European gas demand declined more than 10% in 2022 vs 2021, with the biggest declines focused in Q4. A mild winter definitely helped. But there has also been evidence of:

  • genuine demand destruction given high prices (e.g. industrial production cuts)
  • shifts in consumer behavioural patterns driving energy efficiency (e.g. turning down thermostats)
  • fuel switching (e.g. oil for gas and refinery optimisation).

Power demand has also fallen significantly which has helped to ease gas demand from gas-fired generators. The scale of gas & power demand declines since Sep 2022 has been a big surprise and a major contributing factor to declining gas & power prices. Chart 3 shows the pronounced fall in power demand across 7 key markets vs previous years.

Chart 3: Power demand across 7 key European markets

EU7 power demand

Source: Timera Energy, ENTSO-E

If this structural decline in gas & power demand continues in 2023 then Europe may weather the crisis better than most expected. The reductions in residential & commercial demand since Q4 are encouraging, but we only have several months of data across an unusually warm winter.

Demand reductions are a key factor to watch in 2023!

    4. High European storage inventories

Storage inventories across the EU sat at over 83% full entering the new year, helped by government storage mandates and mild weather.
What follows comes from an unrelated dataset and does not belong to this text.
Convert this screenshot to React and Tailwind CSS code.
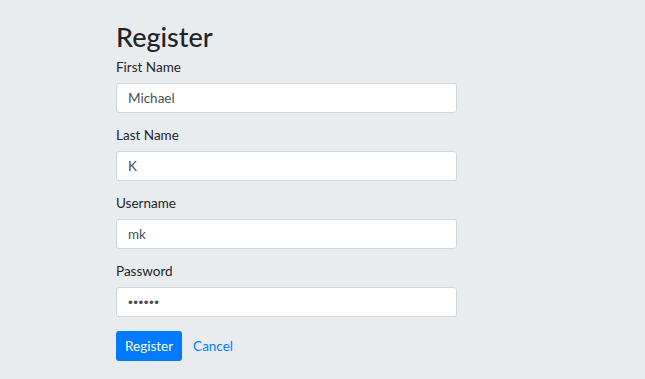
import React, { useState } from 'react';

// Register form, bootstrap-like look
const fields = [
  { label: 'First Name', type: 'text', value: 'Michael' },
  { label: 'Last Name', type: 'text', value: 'K' },
  { label: 'Username', type: 'text', value: 'mk' },
  { label: 'Password', type: 'password', value: 'secret' },
];

export default function App() {
  const [values, setValues] = useState(fields.map((f) => f.value));

  return (
    <div
      className="min-h-[379px] w-full bg-[#e9ecef] text-[#212529]"
      style={{ fontFamily: 'Lato, "Noto Sans", sans-serif' }}
    >
      <div className="pl-[116px] pt-[20px]">
        <h2 className="text-[27px] leading-[33px] font-medium mb-[4px]">Register</h2>
        <form className="w-[341px]" onSubmit={(e) => e.preventDefault()}>
          {fields.map((f, i) => (
            <div key={f.label} className="mb-[12px]">
              <label className="block text-[13.5px] leading-[20px] mb-[6px]">{f.label}</label>
              <input
                type={f.type}
                value={values[i]}
                onChange={(e) => {
                  const next = [...values];
                  next[i] = e.target.value;
                  setValues(next);
                }}
                className={`block w-full h-[30px] px-[11px] text-[13.5px] text-[#495057] bg-white border border-[#ced4da] rounded-[3px] outline-none ${
                  f.type === 'password' ? 'font-["Liberation_Sans"] tracking-[0.5px]' : ''
                }`}
              />
            </div>
          ))}
          <div className="flex items-center gap-[11px] mt-[14px]">
            <button
              type="submit"
              className="h-[30px] px-[9px] text-[13.5px] text-white bg-[#007bff] rounded-[3px]"
            >
              Register
            </button>
            <a href="#" className="text-[13.5px] text-[#007bff]">Cancel</a>
          </div>
        </form>
      </div>
    </div>
  );
}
Europe has also seen historically low withdrawal volumes winter-to-date.  The pan-European storage position is summarised in Chart 4.

Chart 4: EU underground gas stock levels

EU underground gas stock levels

Source: Timera Energy, GIE

There is currently little incentive for storage withdrawals given (i) a TTF price curve in contango (ii) continuation of relatively mild winter. We published a snapshot article last week with more detail on current European gas storage dynamics.
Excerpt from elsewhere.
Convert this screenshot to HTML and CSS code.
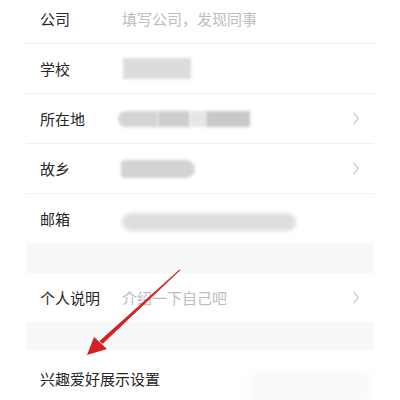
FILE: index.html
```html
<!DOCTYPE html>
<html lang="zh">
<head>
<meta charset="utf-8">
<link rel="stylesheet" href="styles.css">
</head>
<body>
<div class="page">
  <div class="list">
    <div class="row first">
      <span class="label">公司</span>
      <span class="value placeholder">填写公司，发现同事</span>
    </div>
    <div class="row">
      <span class="label">学校</span>
      <span class="value"><i class="blur school"></i></span>
    </div>
    <div class="row">
      <span class="label">所在地</span>
      <span class="value loc">
        <i class="blur l1"></i><i class="blur l2"></i><i class="blur l3"></i><i class="blur l4"></i>
      </span>
      <svg class="chev" width="8" height="13" viewBox="0 0 8 13"><polyline points="1.5,1 6.5,6.5 1.5,12" fill="none" stroke="#c9c9c9" stroke-width="1.2"/></svg>
    </div>
    <div class="row">
      <span class="label">故乡</span>
      <span class="value"><i class="blur home"></i></span>
      <svg class="chev" width="8" height="13" viewBox="0 0 8 13"><polyline points="1.5,1 6.5,6.5 1.5,12" fill="none" stroke="#c9c9c9" stroke-width="1.2"/></svg>
    </div>
    <div class="row last">
      <span class="label">邮箱</span>
      <span class="value"><i class="blur mail"></i></span>
    </div>
    <div class="gap g1"></div>
    <div class="row last">
      <span class="label">个人说明</span>
      <span class="value placeholder">介绍一下自己吧</span>
      <svg class="chev" width="8" height="13" viewBox="0 0 8 13"><polyline points="1.5,1 6.5,6.5 1.5,12" fill="none" stroke="#c9c9c9" stroke-width="1.2"/></svg>
    </div>
    <div class="gap g2"></div>
    <div class="row last tall">
      <span class="label">兴趣爱好展示设置</span>
      <span class="value"><i class="blur faint"></i></span>
    </div>
  </div>
  <svg class="arrow" width="400" height="400" viewBox="0 0 400 400">
    <polygon points="179.5,269.5 180.2,270.3 102.5,344 99.5,341" fill="#d42222"/>
    <polygon points="87,355 94,337 107,349" fill="#d42222"/>
  </svg>
</div>
</body>
</html>
```
FILE: styles.css
```css
html, body {
  margin: 0;
  padding: 0;
  background: #ffffff;
}
body {
  width: 400px;
  height: 400px;
  overflow: hidden;
  font-family: "Noto Sans CJK SC", "Noto Sans", sans-serif;
}
.page {
  position: relative;
  width: 400px;
  height: 400px;
  overflow: hidden;
}
.list {
  margin: -6px 0 0 26px;
  width: 348px;
  display: flex;
  flex-direction: column;
}
.row {
  height: 49px;
  border-bottom: 1px solid #efefef;
  display: flex;
  align-items: center;
  padding: 0 14px;
}
.row.last {
  border-bottom: none;
}
.row.tall {
  height: 56px;
}
.label {
  width: 82px;
  flex: none;
  font-size: 15px;
  color: #262626;
  white-space: nowrap;
}
.row.tall .label {
  width: auto;
}
.value {
  flex: 1;
  display: flex;
  align-items: center;
  font-size: 15px;
}
.placeholder {
  color: #bdbdbd;
}
.chev {
  flex: none;
}
.blur {
  display: block;
  background: #d6d6d6;
  filter: blur(1.5px);
}
.school {
  width: 68px;
  height: 21px;
  margin-left: 1px;
  background: #dcdcdc;
}
.loc {
  margin-left: -4px;
}
.l1 {
  width: 40px;
  height: 16px;
  background: #d4d4d4;
  border-radius: 8px 0 0 8px;
}
.l2 {
  width: 32px;
  height: 16px;
  background: #cdcdcd;
}
.l3 {
  width: 16px;
  height: 16px;
  background: #e6e6e6;
}
.l4 {
  width: 44px;
  height: 16px;
  background: #c8c8c8;
}
.home {
  width: 74px;
  height: 18px;
  margin-left: -1px;
  background: #d3d3d3;
  border-radius: 4px 10px 10px 4px;
}
.mail {
  width: 174px;
  height: 18px;
  margin-top: 6px;
  background: #dedede;
  border-radius: 9px;
  filter: blur(2px);
}
.faint {
  width: 120px;
  height: 30px;
  margin-left: 90px;
  margin-top: 18px;
  background: #f9f9f9;
  filter: blur(5px);
}
.gap {
  background: #f7f8fa;
}
.g1 {
  height: 30px;
}
.g2 {
  height: 28px;
}
.arrow {
  position: absolute;
  left: 0;
  top: 0;
}
```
High storage inventories weigh on the market because they reduce summer demand for injections (by ~15 bcm) and provide an insurance buffer into next winter. Whether this buffer will be sufficient depends on the factors above (i.e. European LNG imports, Asian LNG demand and European power & gas demand).

    5. Falling gas & power prices

The 4 factors set out above have combined to push European gas & power prices lower into 2023. Chart 5 shows the TTF forward curve (i) in Aug 2022 at the peak of the crisis (ii) at the start of Dec 2022 (iii) at the end of last week.

Prices have fallen substantially since last summer’s peak but remain elevated versus pre-crisis levels.

Chart 5: TTF prices

TTF price formation

Source: Timera Energy, ICE

The substantial premium of TTF over JKM has now diminished (but not disappeared). The fact that European prices remain at or above JKM levels reflects the fact that both the European and LNG markets remain in a tight regime despite recent price declines.

The DES NWE price discount to TTF has also declined (back to a 1-2 $/mmbtu range) as new regas capacity is coming online to ease import bottlenecks and some of the acute market stress of 2022 has eased.

Not yet out of the danger zone

There has been widespread reporting that European gas prices are now ‘below pre-invasion levels’. Sounds comforting right, the crisis must be largely over? No.

While it is factually correct that front month TTF prices are now below pre-invasion levels this says little about the tightness of the European gas market across the next two years. 2023-25 forward TTF prices are substantially higher than pre-Russian invasion levels.

Both the LNG market and European gas market remain in a very tight regime of inelastic supply and demand curves. In this environment small changes in volumes drive big changes in price, both up and down.

The factors we set out in this article are the key drivers that will determine market dynamics across 2023. It is dangerous to assume we have seen the last twist in this crisis.

Most of this is straight forward supply and demand stuff. High gas prices have triggered more LNG supply, lower consumption and switching to other fuels, such as coal and oil.

Perhaps the most surprising graphec is the sharp decline in power demand, which is a strong sign of economic and industrial slowdown.